The idea for EAT Cafe started about five years ago. Mariana Chilton, PhD, is a Dornsife School of Public Health professor and the director of Drexel’s Center for Hunger-Free Communities. She has been working behind the scenes to make EAT Cafe a reality since the beginning. Now, the Center for Hunger Free Communities will be one of the biggest supporting organizations of EAT Cafe. Jonathan Deutsch, a professor in the Center for Hospitality and Sports Management, has also been helping to propel EAT Cafe forward and will function as the cafe’s educational partner.

Jones-Craven joined the project in the summer of 2015 and is excited to see the cafe near its opening.

“We will change the dynamic of quality nutritious foods in the West Philadelphia area, specifically the neighborhoods which make up the Promise Zone,” he stated.
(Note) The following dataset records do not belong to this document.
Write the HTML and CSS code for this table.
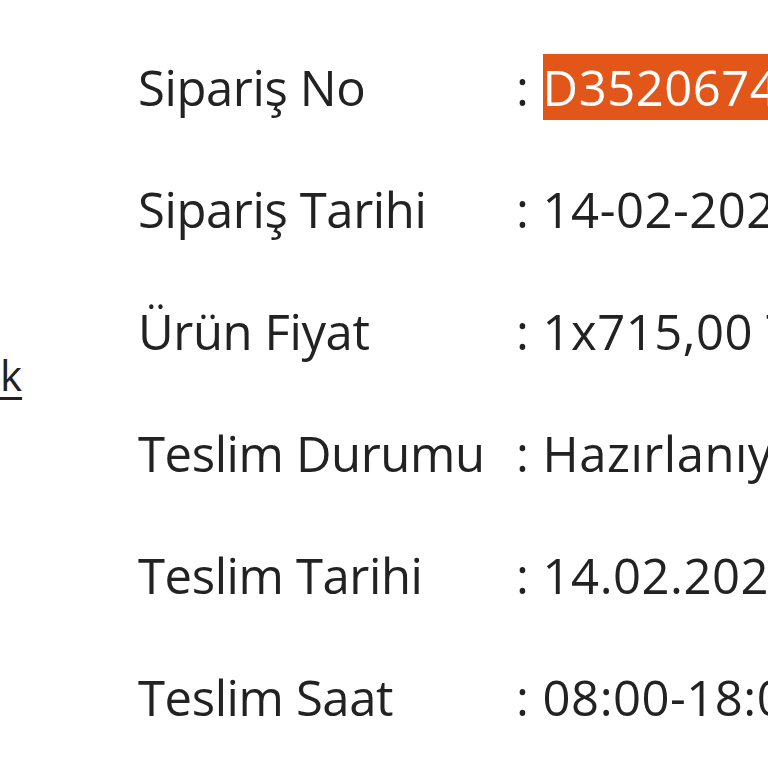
FILE: index.html
```html
<!DOCTYPE html>
<html lang="tr">
<head>
<meta charset="utf-8">
<link rel="stylesheet" href="styles.css">
</head>
<body>
<div class="page">
  <div class="side">
    <a class="back" href="#">k</a>
  </div>
  <div class="details">
    <div class="label">Sipariş No</div>
    <div class="value">: <span class="sel">D3520674</span></div>
    <div class="label">Sipariş Tarihi</div>
    <div class="value">: 14-02-2024</div>
    <div class="label">Ürün Fiyat</div>
    <div class="value">: 1x715,00 TL</div>
    <div class="label">Teslim Durumu</div>
    <div class="value">: Hazırlanıyor</div>
    <div class="label">Teslim Tarihi</div>
    <div class="value">: 14.02.2024</div>
    <div class="label">Teslim Saat</div>
    <div class="value">: 08:00-18:00</div>
  </div>
</div>
</body>
</html>
```
FILE: styles.css
```css
html, body {
  margin: 0;
  padding: 0;
  background: #fff;
  overflow: hidden;
}
body {
  font-family: "Open Sans", "Liberation Sans", sans-serif;
  color: #222;
  width: 768px;
  height: 768px;
}
.page {
  display: flex;
  white-space: nowrap;
  overflow: hidden;
  width: 768px;
}
.side {
  width: 138px;
  flex: none;
  padding-top: 345px;
  font-size: 42px;
  line-height: 60px;
}
.back {
  color: #222;
  text-decoration: underline;
  text-decoration-thickness: 3px;
  text-underline-offset: 6px;
}
.details {
  display: grid;
  grid-template-columns: 378px 1fr;
  grid-auto-rows: 122px;
  padding-top: 26px;
  font-size: 49px;
  line-height: 122px;
  min-width: 0;
}
.label {
  letter-spacing: -0.4px;
}
.value {
  letter-spacing: 0.5px;
  overflow: hidden;
}
.sel {
  background: #e3561a;
  color: #fff;
}
```
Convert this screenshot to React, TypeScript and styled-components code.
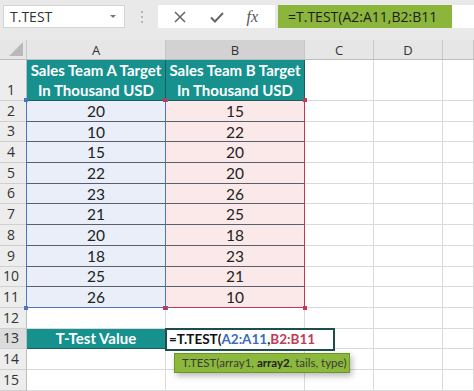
import React from 'react'
import styled, { createGlobalStyle, css } from 'styled-components'

const GlobalStyle = createGlobalStyle`
  html, body {
    margin: 0;
    padding: 0;
    background: #fff;
    overflow: hidden;
  }
  body {
    font-family: Lato, 'Open Sans', sans-serif;
    color: #222;
  }
`

const BLUE = '#4a78c0'
const RED = '#c23a55'
const TEAL = '#16918e'
const ROW_H = 20.7

const Sheet = styled.div`
  width: 474px;
  height: 391px;
  overflow: hidden;
  background: #fff;
`

const TopBar = styled.div`
  height: 40px;
  background: #e9e9e9;
  display: flex;
  align-items: flex-start;
  padding: 5px 0 0 3px;
  box-sizing: border-box;
`

const NameBox = styled.div`
  width: 122px;
  height: 23px;
  background: #fff;
  border: 1px solid #d4d4d4;
  box-sizing: border-box;
  display: flex;
  align-items: center;
  justify-content: space-between;
  padding: 0 8px 0 6px;
  font-family: 'Open Sans', sans-serif;
  font-size: 14px;
  color: #333;
`

const Caret = styled.span`
  width: 0;
  height: 0;
  border-left: 3px solid transparent;
  border-right: 3px solid transparent;
  border-top: 3px solid #777;
`

const Dots = styled.div`
  width: 33px;
  height: 23px;
  display: flex;
  flex-direction: column;
  align-items: center;
  justify-content: center;
  gap: 3px;
  span {
    width: 2px;
    height: 2px;
    background: #b5b5b5;
  }
`

const FxButtons = styled.div`
  width: 117px;
  height: 23px;
  background: #fff;
  display: flex;
  align-items: center;
  justify-content: space-around;
  padding: 0 6px 0 4px;
  box-sizing: border-box;
  color: #6a6a6a;
`

const FxLabel = styled.span`
  font-family: 'Liberation Serif', serif;
  font-style: italic;
  font-size: 16px;
  color: #555;
`

const FormulaInput = styled.div`
  margin-left: 3px;
  width: 174px;
  height: 23px;
  background: #8cb53b;
  display: flex;
  align-items: center;
  padding-left: 10px;
  box-sizing: border-box;
  font-family: 'Open Sans', sans-serif;
  font-size: 14px;
  color: #1c1c1c;
`

const FormulaRest = styled.div`
  flex: 1;
  height: 23px;
  background: #fff;
`

const Grid = styled.div`
  display: grid;
  grid-template-columns: 27px 139px 139px 69px 69px 31px;
  grid-template-rows: 20px 41px repeat(14, ${ROW_H}px);
`

type Kind = 'corner' | 'colhead' | 'rowhead' | 'teal' | 'blue' | 'pink' | 'empty' | 'edit'

const Cell = styled.div<{ $kind: Kind; $active?: boolean; $last?: boolean }>`
  position: relative;
  box-sizing: border-box;
  display: flex;
  align-items: center;
  justify-content: center;
  font-size: 15.5px;
  border-right: 1px solid #dadada;
  border-bottom: 1px solid #dadada;
  background: #fff;

  ${p => p.$kind === 'corner' && css`
    background: #e6e6e6;
    border-right: 1px solid #c6c6c6;
    border-bottom: 1px solid #bdbdbd;
  `}
  ${p => p.$kind === 'colhead' && css`
    background: ${p.$active ? '#d2d2d2' : '#e6e6e6'};
    border-right: 1px solid #c6c6c6;
    border-bottom: 1px solid #bdbdbd;
    font-family: 'Open Sans', sans-serif;
    font-size: 13px;
    color: #333;
  `}
  ${p => p.$kind === 'rowhead' && css`
    background: ${p.$active ? '#dcdcdc' : '#ededed'};
    border-right: 1px solid #bdbdbd;
    border-bottom: 1px solid #d0d0d0;
    font-family: 'Open Sans', sans-serif;
    font-size: 14px;
    color: #333;
    align-items: flex-end;
    padding-bottom: 1px;
  `}
  ${p => p.$kind === 'teal' && css`
    background: ${TEAL};
    color: #fff;
    font-weight: 700;
    font-size: 15px;
    line-height: 20px;
    text-align: center;
    border-right: 1px solid #1d5c5a;
    border-bottom: 1px solid #1d5c5a;
  `}
  ${p => p.$kind === 'blue' && css`
    background: #e9eef8;
    border-left: 1px solid ${BLUE};
    border-right: 1px solid ${BLUE};
    border-bottom: 1px solid ${p.$last ? BLUE : '#56606c'};
    margin-left: -1px;
  `}
  ${p => p.$kind === 'pink' && css`
    background: #fbe9ea;
    border-right: 1px solid ${RED};
    border-bottom: 1px solid ${p.$last ? RED : '#56606c'};
  `}
  ${p => p.$kind === 'edit' && css`
    justify-content: flex-start;
    overflow: visible;
    z-index: 2;
  `}
`

const RowNum = styled.span`
  width: 100%;
  text-align: center;
  padding-right: 4px;
`

const Handle = styled.span<{ $color: string; $pos: 'tl' | 'tr' | 'bl' | 'br' }>`
  position: absolute;
  width: 4px;
  height: 4px;
  background: ${p => p.$color};
  ${p => (p.$pos[0] === 't' ? 'top: -3px;' : 'bottom: -3px;')}
  ${p => (p.$pos[1] === 'l' ? 'left: -3px;' : 'right: -3px;')}
  z-index: 3;
`

const Editor = styled.div`
  position: absolute;
  left: -1px;
  top: -1px;
  width: 170px;
  height: 23px;
  background: #fff;
  border: 2px solid #1f4d4c;
  box-sizing: border-box;
  display: flex;
  align-items: center;
  padding-left: 2px;
  font-size: 13.5px;
  font-weight: 700;
  color: #111;
  white-space: nowrap;
`

const Ref = styled.span<{ $color: string }>`
  color: ${p => p.$color};
`

const Tip = styled.div`
  position: absolute;
  left: 7px;
  top: 23px;
  width: 176px;
  height: 20px;
  background: #8cb83c;
  border: 1px solid #6c9428;
  box-sizing: border-box;
  box-shadow: 2px 3px 6px rgba(0, 0, 0, 0.28);
  display: flex;
  align-items: center;
  padding-left: 7px;
  font-family: Lato, sans-serif;
  font-size: 11.5px;
  font-weight: 400;
  color: #3a3a3a;
  white-space: nowrap;
  b {
    color: #222;
    font-weight: 700;
  }
`

const colA = [20, 10, 15, 22, 23, 21, 20, 18, 25, 26]
const colB = [15, 22, 20, 20, 26, 25, 18, 23, 21, 10]

function CornerTriangle() {
  return (
    <svg width="14" height="14" viewBox="0 0 14 14" style={{ position: 'absolute', right: 3, bottom: 3 }}>
      <polygon points="14,0 14,14 0,14" fill="#b9b9b9" />
    </svg>
  )
}

function EmptyTail() {
  return (
    <>
      <Cell $kind="empty" />
      <Cell $kind="empty" />
      <Cell $kind="empty" />
    </>
  )
}

export default function App() {
  const lastIdx = colA.length - 1
  return (
    <Sheet>
      <GlobalStyle />
      <TopBar>
        <NameBox>
          T.TEST
          <Caret />
        </NameBox>
        <Dots>
          <span />
          <span />
          <span />
        </Dots>
        <FxButtons>
          <svg width="14" height="14" viewBox="0 0 14 14">
            <path d="M2 2 L12 12 M12 2 L2 12" stroke="#666" strokeWidth="1.5" />
          </svg>
          <svg width="16" height="14" viewBox="0 0 16 14">
            <path d="M2 7.5 L6 11.5 L14 3" stroke="#666" strokeWidth="2" fill="none" />
          </svg>
          <FxLabel>fx</FxLabel>
        </FxButtons>
        <FormulaInput>=T.TEST(A2:A11,B2:B11</FormulaInput>
        <FormulaRest />
      </TopBar>
      <Grid>
        <Cell $kind="corner">
          <CornerTriangle />
        </Cell>
        <Cell $kind="colhead">A</Cell>
        <Cell $kind="colhead" $active>B</Cell>
        <Cell $kind="colhead">C</Cell>
        <Cell $kind="colhead">D</Cell>
        <Cell $kind="colhead" />

        <Cell $kind="rowhead"><RowNum>1</RowNum></Cell>
        <Cell $kind="teal">Sales Team A Target<br />In Thousand USD</Cell>
        <Cell $kind="teal">Sales Team B Target<br />In Thousand USD</Cell>
        <EmptyTail />

        {colA.map((a, i) => (
          <React.Fragment key={i}>
            <Cell $kind="rowhead"><RowNum>{i + 2}</RowNum></Cell>
            <Cell $kind="blue" $last={i === lastIdx}>
              {a}
              {i === 0 && <Handle $color={BLUE} $pos="tl" />}
              {i === 0 && <Handle $color={BLUE} $pos="tr" />}
              {i === lastIdx && <Handle $color={BLUE} $pos="bl" />}
              {i === lastIdx && <Handle $color={BLUE} $pos="br" />}
            </Cell>
            <Cell $kind="pink" $last={i === lastIdx}>
              {colB[i]}
              {i === 0 && <Handle $color={RED} $pos="tl" />}
              {i === 0 && <Handle $color={RED} $pos="tr" />}
              {i === lastIdx && <Handle $color={RED} $pos="bl" />}
              {i === lastIdx && <Handle $color={RED} $pos="br" />}
            </Cell>
            <EmptyTail />
          </React.Fragment>
        ))}

        <Cell $kind="rowhead"><RowNum>12</RowNum></Cell>
        <Cell $kind="empty" />
        <Cell $kind="empty" />
        <EmptyTail />

        <Cell $kind="rowhead" $active><RowNum>13</RowNum></Cell>
        <Cell $kind="teal">T-Test Value</Cell>
        <Cell $kind="edit">
          <Editor>
            =T.TEST(<Ref $color="#3a6cc0">A2:A11</Ref>,<Ref $color={RED}>B2:B11</Ref>
            <Tip>
              T.TEST(array1,&nbsp;<b>array2</b>, tails, type)
            </Tip>
          </Editor>
        </Cell>
        <EmptyTail />

        <Cell $kind="rowhead"><RowNum>14</RowNum></Cell>
        <Cell $kind="empty" />
        <Cell $kind="empty" />
        <EmptyTail />

        <Cell $kind="rowhead"><RowNum>15</RowNum></Cell>
        <Cell $kind="empty" />
        <Cell $kind="empty" />
        <EmptyTail />
      </Grid>
    </Sheet>
  )
}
The cafe won’t only function as a restaurant. With the help and organization from the Center for Hospitality and Sports Management, educational classes and other programs will be held at the location. Students enrolled in culinary arts at Drexel will have the option to complete some of their coursework and culinary lab work at the cafe.

“Within this space we’re planning on providing classroom instruction here with particular classes at the culinary school such as food production classes. Actual students will get real-time experience working in a restaurant as part of their educational experience where they have a lecture on campus but they’ll do their lab work here,” Jones-Craven explained.

EAT Cafe will be a nonprofit organization, allowing the restaurant to keep costs low for customers in the pay-as-you-wish framework. Jones-Craven explained that many of the food items the restaurant will receive from vendors will either be donated, given at a decreased cost or given at cost with no extra charge.

“The cafe, when it comes to the food we’re acquiring or purchasing, comes to a two-fold aspect. Number one, as a restaurant, we’re purchasing food from vendors just like any other restaurant. However, the unique thing is our vendors are passionate about what we’re doing,” Jones-Craven said, further explaining that these vendors are excited about what EAT Cafe can do for the community, so they are willing to work with the cafe to provide cheaper or free food for meal preparation.

Once the cafe opens, the hours of operation will be Wednesday through Saturday from 4:30 to 8:30 p.m. each week. A community open house will be held at EAT Cafe’s location before its grand opening. This will take place Aug. 31 from 4:30 to 6:30 p.m.

UPDATE: EAT Cafe managers have informed The Triangle that the grand opening has been postponed. The online article will be updated as more information becomes available.